Notre dernier numéro relatait la grève de la faim menée à Lausanne par des travailleurs coréens de la multinationale Tetrapak, dont le siège est en Suisse, en lutte pour défendre leurs emplois et leurs droits élémentaires sur les plans syndical et humain. Et en effet, les multinationales basées en Suisse sont à la pointe de tous les combats, contre les travailleurs-euses et les peuples, aux quatre coins du monde.
Nestlé est en première ligne de la répression anti-syndicale aux Philippines par exemple, nous en avons parlé dans nos colonnes. Novartis a déclaré la guerre à la santé du Tiers-Monde en menant sa guerre contre les autorités indiennes en matière de brevets pour faire passer les intérêts de ses actionnaires avant la santé et la vie de millions de personnes. Les exemples criants sont trop nombreux pour les recenser tous ici.
Aujourd’hui, c’est le groupe Syngenta, qui tue des paysans sans terre au Brésil. Cette multinationale de l’agrobusiness a son siège à Bâle et plusieurs sites de production en suisse, dont l’un en Suisse romande à Monthey. Elle déclarait en 2006 un bénéfice net avoisinant les 900 millions de dollars. Elle est connue, notamment, pour sa commercialisation dans plus de 100 pays d’un herbicide extrêmement toxique, le Paraquat, vendu et promu dans une centaine de pays, en violation permanente du code conduite de la FAO en la matière et qui aurait fait des milliers de morts de par le monde. Une campagne internationale, relayée en suisse par la Déclaration de Berne, exige l’interdiction de ce produit mortel.
Par ailleurs, Syngenta est à la pointe aussi, en ce qui concerne les semences stériles, dites « Terminator », qui n’ont d’autre objet que de dominer et de contrôler sans partage le marché des semences, d’asservir les paysans à l’agrobusiness. Ces semences sont une machine de guerre effroyable contre le droit à l’alimentation et la biodiversité à l’échelle mondiale.

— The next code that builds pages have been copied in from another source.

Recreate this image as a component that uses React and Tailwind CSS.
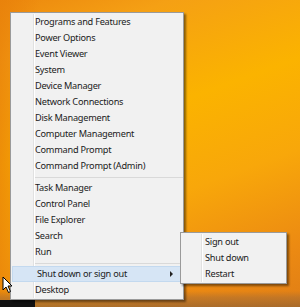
import React from 'react';

const groups = [
  ['Programs and Features', 'Power Options', 'Event Viewer', 'System', 'Device Manager', 'Network Connections', 'Disk Management', 'Computer Management', 'Command Prompt', 'Command Prompt (Admin)'],
  ['Task Manager', 'Control Panel', 'File Explorer', 'Search', 'Run'],
];

function Item({ label, active, arrow }) {
  return (
    <div
      className={
        'relative flex h-4 items-center pl-[24px] ' +
        (active ? 'mx-[1px] border border-[#c3d9ef] bg-[#d6e5f5] pl-[23px]' : '')
      }
    >
      <span className="whitespace-nowrap leading-none">{label}</span>
      {arrow && (
        <span className="absolute right-[8px] top-1/2 h-0 w-0 -translate-y-1/2 border-y-[3px] border-l-[3px] border-y-transparent border-l-[#222]" />
      )}
    </div>
  );
}

function Separator() {
  return (
    <div className="flex h-[6px] items-center pl-[23px]">
      <div className="h-px w-full bg-[#d9d9d9]" />
    </div>
  );
}

export default function App() {
  return (
    <div
      className="relative flex h-[307px] w-[300px] flex-col overflow-hidden bg-[linear-gradient(160deg,#ec880e_0%,#f5a014_15%,#fbb300_40%,#f8a70a_62%,#ec8a12_85%,#e07e16_100%)] text-[9.2px] tracking-[-0.25px] text-[#1b1b1b]"
      style={{ fontFamily: '"Noto Sans", "Open Sans", sans-serif' }}
    >
      {/* left darker band */}
      <div className="absolute inset-y-0 left-0 w-[40px] bg-[linear-gradient(90deg,rgba(232,128,10,0.7),rgba(232,128,10,0))]" />

      {/* desktop area */}
      <div className="flex-1" />

      {/* taskbar */}
      <div className="relative flex h-[16px] flex-col bg-[linear-gradient(180deg,rgba(160,110,60,0)_0%,rgba(170,110,50,0.55)_40%,rgba(150,100,50,0.75)_100%)]">
        <div className="flex-1" />
        <div className="flex h-[7px]">
          <div className="w-[35px] bg-[#111]" />
          <div className="flex-1" />
        </div>
      </div>

      {/* main menu */}
      <div className="absolute left-[10px] top-[12px] w-[174px] border border-[#9a9a9a] bg-[#f1f1f1] py-px shadow-[2px_2px_2px_rgba(0,0,0,0.45)]">
        <div className="absolute inset-y-px left-[22px] w-px bg-[#e1e1e1]" />
        <div className="absolute inset-y-px left-[23px] w-px bg-white" />
        {groups[0].map((l) => (
          <Item key={l} label={l} />
        ))}
        <Separator />
        {groups[1].map((l) => (
          <Item key={l} label={l} />
        ))}
        <Separator />
        <Item label="Shut down or sign out" active arrow />
        <Item label="Desktop" />
      </div>

      {/* submenu */}
      <div className="absolute left-[180px] top-[232px] w-[107px] border border-[#9a9a9a] bg-[#f1f1f1] py-px shadow-[2px_2px_2px_rgba(0,0,0,0.45)]">
        <div className="absolute inset-y-px left-[20px] w-px bg-[#e1e1e1]" />
        <div className="absolute inset-y-px left-[21px] w-px bg-white" />
        {['Sign out', 'Shut down', 'Restart'].map((l) => (
          <div key={l} className="relative flex h-4 items-center pl-[24px]">
            <span className="whitespace-nowrap leading-none">{l}</span>
          </div>
        ))}
      </div>

      {/* mouse cursor */}
      <svg className="absolute left-[2px] top-[276px]" width="12" height="18" viewBox="0 0 12 18">
        <path d="M1 1 L1 14 L4 11 L6.5 16.5 L8.5 15.5 L6 10 L10 10 Z" fill="#fff" stroke="#000" strokeWidth="1" />
      </svg>
    </div>
  );
}
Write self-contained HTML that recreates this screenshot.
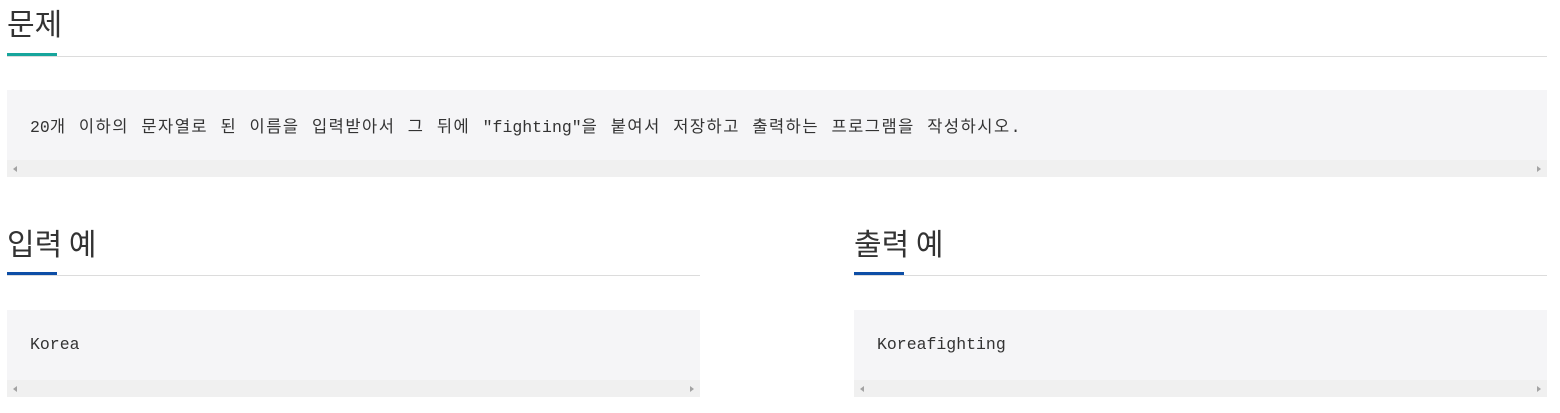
<!DOCTYPE html>
<html><head><meta charset="utf-8"><style>
*{margin:0;padding:0;box-sizing:border-box}
body{width:1560px;height:413px;background:#fff;position:relative;overflow:hidden;font-family:"Liberation Sans","Noto Sans CJK KR",sans-serif;color:#333}
.h{position:absolute;font-size:30px;line-height:36px;color:#333;font-family:"Noto Sans CJK KR",sans-serif;font-weight:400}
.line{position:absolute;height:1px;background:#dcdcdc}
.acc{position:absolute;height:3px;width:50px}
.box{position:absolute;background:#f5f5f7}
.box .t{position:absolute;left:23px;font-family:"Liberation Mono","Noto Sans CJK KR",monospace;font-size:16.5px;color:#333;white-space:pre}
.k{letter-spacing:1.5px}
.sb{position:absolute;left:0;right:0;bottom:0;height:17px;background:#f0f0f0}
.sb .l,.sb .r{position:absolute;top:6px;width:0;height:0;border-top:3px solid transparent;border-bottom:3px solid transparent}
.sb .l{left:6px;border-right:4px solid #a3a3a3}
.sb .r{right:6px;border-left:4px solid #a3a3a3}
</style></head><body>
<div class="h" style="left:7px;top:4px">문제</div>
<div class="line" style="left:7px;width:1540px;top:56px"></div>
<div class="acc" style="left:7px;top:53px;background:#17a59c"></div>
<div class="box" style="left:7px;top:90px;width:1540px;height:87px"><div class="t" style="top:23px;word-spacing:1px">20<span class="k">개 이하의 문자열로 된 이름을 입력받아서 그 뒤에 </span>"fighting"<span class="k">을 붙여서 저장하고 출력하는 프로그램을 작성하시오</span>.</div><div class="sb"><i class="l"></i><i class="r"></i></div></div>

<div class="h" style="left:7px;top:224px">입력 예</div>
<div class="line" style="left:7px;width:693px;top:275px"></div>
<div class="acc" style="left:7px;top:272px;background:#0d4ea6"></div>
<div class="box" style="left:7px;top:310px;width:693px;height:87px"><div class="t" style="top:25px">Korea</div><div class="sb"><i class="l"></i><i class="r"></i></div></div>

<div class="h" style="left:854px;top:224px">출력 예</div>
<div class="line" style="left:854px;width:693px;top:275px"></div>
<div class="acc" style="left:854px;top:272px;background:#0d4ea6"></div>
<div class="box" style="left:854px;top:310px;width:693px;height:87px"><div class="t" style="top:25px">Koreafighting</div><div class="sb"><i class="l"></i><i class="r"></i></div></div>
</body></html>
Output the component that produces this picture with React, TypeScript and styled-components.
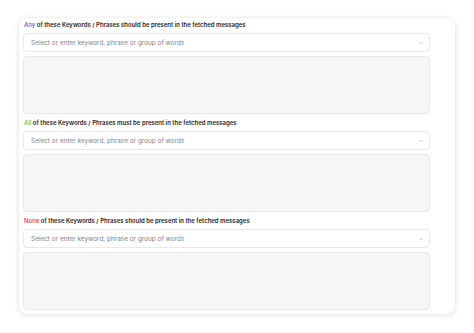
import React from "react";
import styled, { createGlobalStyle } from "styled-components";

const Global = createGlobalStyle`
  html, body { margin: 0; padding: 0; background: #ffffff; }
  body { font-family: Inter, "Noto Sans", sans-serif; }
`;

const Page = styled.div`
  padding: 18px 19px 19px 19px;
`;

const Card = styled.div`
  width: 436px;
  box-sizing: border-box;
  background: #ffffff;
  border-radius: 8px;
  box-shadow: 0 1px 6px rgba(0, 0, 0, 0.12), 0 0 2px rgba(0, 0, 0, 0.05);
  padding: 2px 25px 4px 4px;
  display: flex;
  flex-direction: column;
`;

const Section = styled.div`
  display: flex;
  flex-direction: column;
  & + & {
    margin-top: 4px;
  }
`;

const Label = styled.div`
  font-size: 6px;
  line-height: 10px;
  height: 10px;
  font-weight: 600;
  color: #26262a;
  padding-left: 1px;
  margin-bottom: 3px;
  white-space: nowrap;
`;

const Keyword = styled.span<{ $color: string }>`
  color: ${(p) => p.$color};
  font-weight: 500;
`;

const Select = styled.div`
  height: 19px;
  box-sizing: border-box;
  border: 1px solid #e9e9ec;
  border-radius: 4px;
  background: #ffffff;
  display: flex;
  align-items: center;
  justify-content: space-between;
  padding: 0 5px 0 7px;
  margin-bottom: 4px;
`;

const Placeholder = styled.span`
  font-size: 6.45px;
  color: #85858b;
  white-space: nowrap;
`;

const Chevron = styled.svg`
  width: 6px;
  height: 6px;
  color: #9c9ca2;
`;

const Area = styled.div`
  height: 58px;
  box-sizing: border-box;
  border: 1px solid #e8e8eb;
  border-radius: 4px;
  background: #f6f6f8;
`;

const sections = [
  { key: "Any", color: "#3d5bd9", rest: " of these Keywords / Phrases should be present in the fetched messages" },
  { key: "All", color: "#5cbf5a", rest: " of these Keywords / Phrases must be present in the fetched messages" },
  { key: "None", color: "#e0286a", rest: " of these Keywords / Phrases should be present in the fetched messages" },
];

export default function App() {
  return (
    <>
      <Global />
      <Page>
        <Card>
          {sections.map((s) => (
            <Section key={s.key}>
              <Label>
                <Keyword $color={s.color}>{s.key}</Keyword>
                {s.rest}
              </Label>
              <Select>
                <Placeholder>Select or enter keyword, phrase or group of words</Placeholder>
                <Chevron viewBox="0 0 24 24" fill="none" stroke="currentColor" strokeWidth="2" strokeLinecap="round" strokeLinejoin="round">
                  <path d="M6 9l6 6 6-6" />
                </Chevron>
              </Select>
              <Area />
            </Section>
          ))}
        </Card>
      </Page>
    </>
  );
}
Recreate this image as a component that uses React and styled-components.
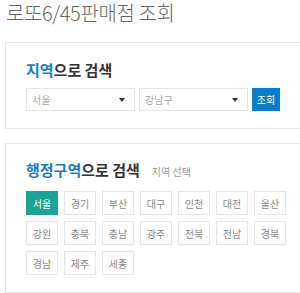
import React from "react";
import styled, { createGlobalStyle } from "styled-components";

const Global = createGlobalStyle`
  html, body { margin: 0; padding: 0; background: #fff; overflow: hidden; }
  body { font-family: "Noto Sans CJK KR", "Noto Sans", sans-serif; }
`;

const Page = styled.div`
  padding: 1px 0 0 5px;
  width: 330px;
`;

const Title = styled.h1`
  width: max-content;
  margin: 0 0 17px 1px;
  font-size: 20px;
  line-height: 24px;
  font-weight: 300;
  color: #666;
  letter-spacing: -0.4px;
`;

const Box = styled.section`
  border: 1px solid #e6e6e6;
  padding: ${(p) => p.$pad};
  background: #fff;
  & + & {
    margin-top: 14px;
  }
`;

const Heading = styled.h2`
  margin: 0;
  font-size: 15px;
  line-height: 20px;
  font-weight: 700;
  color: #333;
  display: flex;
  align-items: baseline;
  gap: 12px;
`;

const Accent = styled.span`
  color: #1a7dc3;
`;

const Sub = styled.span`
  font-size: 10px;
  font-weight: 400;
  color: #999;
`;

const SearchRow = styled.div`
  display: flex;
  gap: 4px;
  margin-top: 8px;
`;

const Select = styled.div`
  width: 109px;
  height: 23px;
  box-sizing: border-box;
  border: 1px solid #e6e6e6;
  display: flex;
  align-items: center;
  justify-content: space-between;
  padding: 0 9px 0 5px;
  font-size: 10px;
  color: #aaa;
`;

const Arrow = styled.span`
  width: 0;
  height: 0;
  border-left: 3px solid transparent;
  border-right: 3px solid transparent;
  border-top: 4px solid #333;
`;

const Button = styled.button`
  width: 28px;
  height: 23px;
  border: 0;
  margin: 0;
  padding: 0;
  background: #0a7ecb;
  color: #fff;
  font-family: inherit;
  font-size: 10px;
`;

const Grid = styled.div`
  display: grid;
  grid-template-columns: repeat(7, 32px);
  grid-auto-rows: 24px;
  gap: 6px;
  margin-top: 9px;
`;

const Region = styled.div`
  box-sizing: border-box;
  border: 1px solid ${(p) => (p.$active ? "#1aa396" : "#e6e6e6")};
  background: ${(p) => (p.$active ? "#1aa396" : "#fff")};
  color: ${(p) => (p.$active ? "#fff" : "#888")};
  font-size: 10px;
  display: flex;
  align-items: center;
  justify-content: center;
`;

const regions = [
  "서울", "경기", "부산", "대구", "인천", "대전", "울산",
  "강원", "충북", "충남", "광주", "전북", "전남", "경북",
  "경남", "제주", "세종",
];

export default function App() {
  return (
    <Page>
      <Global />
      <Title>로또6/45판매점 조회</Title>
      <Box $pad="17px 20px 17px 20px">
        <Heading>
          <span>
            <Accent>지역</Accent>으로 검색
          </span>
        </Heading>
        <SearchRow>
          <Select>
            서울<Arrow />
          </Select>
          <Select>
            강남구<Arrow />
          </Select>
          <Button>조회</Button>
        </SearchRow>
      </Box>
      <Box $pad="16px 20px 17px 20px">
        <Heading>
          <span>
            <Accent>행정구역</Accent>으로 검색
          </span>
          <Sub>지역 선택</Sub>
        </Heading>
        <Grid>
          {regions.map((r, i) => (
            <Region key={r} $active={i === 0}>
              {r}
            </Region>
          ))}
        </Grid>
      </Box>
    </Page>
  );
}
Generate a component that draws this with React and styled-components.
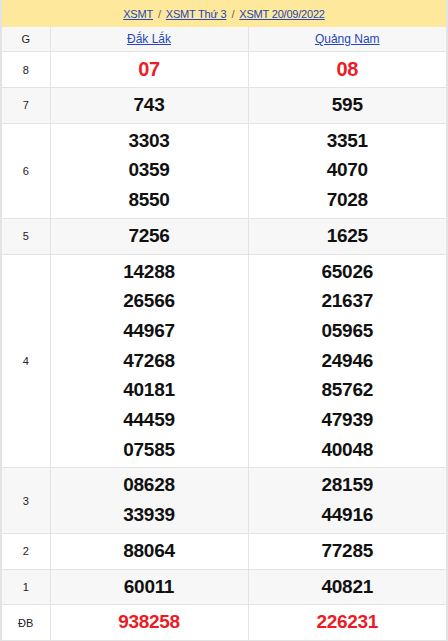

Or le 21 octobre dernier, des tueurs à gage, à la solde de cette multinationale, ont envahi un campement de paysans du Mouvement des Sans Terre dans l’Etat du Paraná au Brésil et y ont froidement assassiné un leader paysan. En page suivante, nous reproduisons le compte-rendu de ce crime et des conditions dans lequel il s’est produit, émanant du secrétariat du MST au Brésil, ainsi que les exigences du mouvement.
Dans un appel du 1er novembre, c’est le mouvement paysan international Via Campesina qui a pris le relais, en appelant à mener des actions de protestation devant les bureaux de Syngenta dans tous les pays et à interpeller les ambassades de Suisse et du Brésil dans tous les pays du monde. Via Campesina appelle dans ce sens à mettre en avant les exigences suivantes :
« 1. Châtiment pour les acteurs matériels et intellectuels de ce crime.
2. Expropriation des terres de Syngenta pour la production de semences créoles afin qu’elles soient administrées par les paysannes et les paysans.
3. Expulsion de Syngenta du Brésil.
4. Que le gouvernement du Brésil adopte des mesures pour assurer l’intégrité physique des paysannes et des paysans qui sont menacés par les tueurs engagés par Syngenta.
5. Soutien aux initiatives d’Amnesty International pour répudier et pour condamner Syngenta.
6. Que les organisations de Via Campesina dans tous les pays organisent des journées de protestation devant les Ambassades de Suisse, du Brésil et devant les bureaux de Syngenta... »
Une première journée de protestation dans ce sens a été annoncée pour le 8 novembre avec une deuxième date de mobilisation pour le 10 décembre. En Suisse, nous avons évidemment une responsabilité particulière en la matière et il serait inacceptable que, pour Syngenta et les autorités helvétiques, interpellées aux quatre coins de la planète, la Suisse reste un îlot épargné et que le busines as usual puisse se poursuivre sans une ride en Helvétie.
Du côté de solidaritéS, nous entendons prendre les initiatives et les contacts nécessaires, pour aller dans ce sens. Cette solidarité internationaliste à construire, ne découle pas d’un simple devoir moral. En effet, si le règne du profit et la loi des actionnaires, qui sont les dogmes absolus du capitalisme mondialisé, font couler le sang des travailleurs-euses sur tous les continents, dans ce pays, ce sont les mêmes diktats qui s’imposent à longueur d’années contre les intérêts et les droits de tous les travailleurs-euses et de la majorité de la population. Or nos luttes propres de résistance sont condamnées – à terme – si nous n’arrivons pas à les lier à celles qui s’engagent et doivent s’engager à l’échelle continentale et mondiale.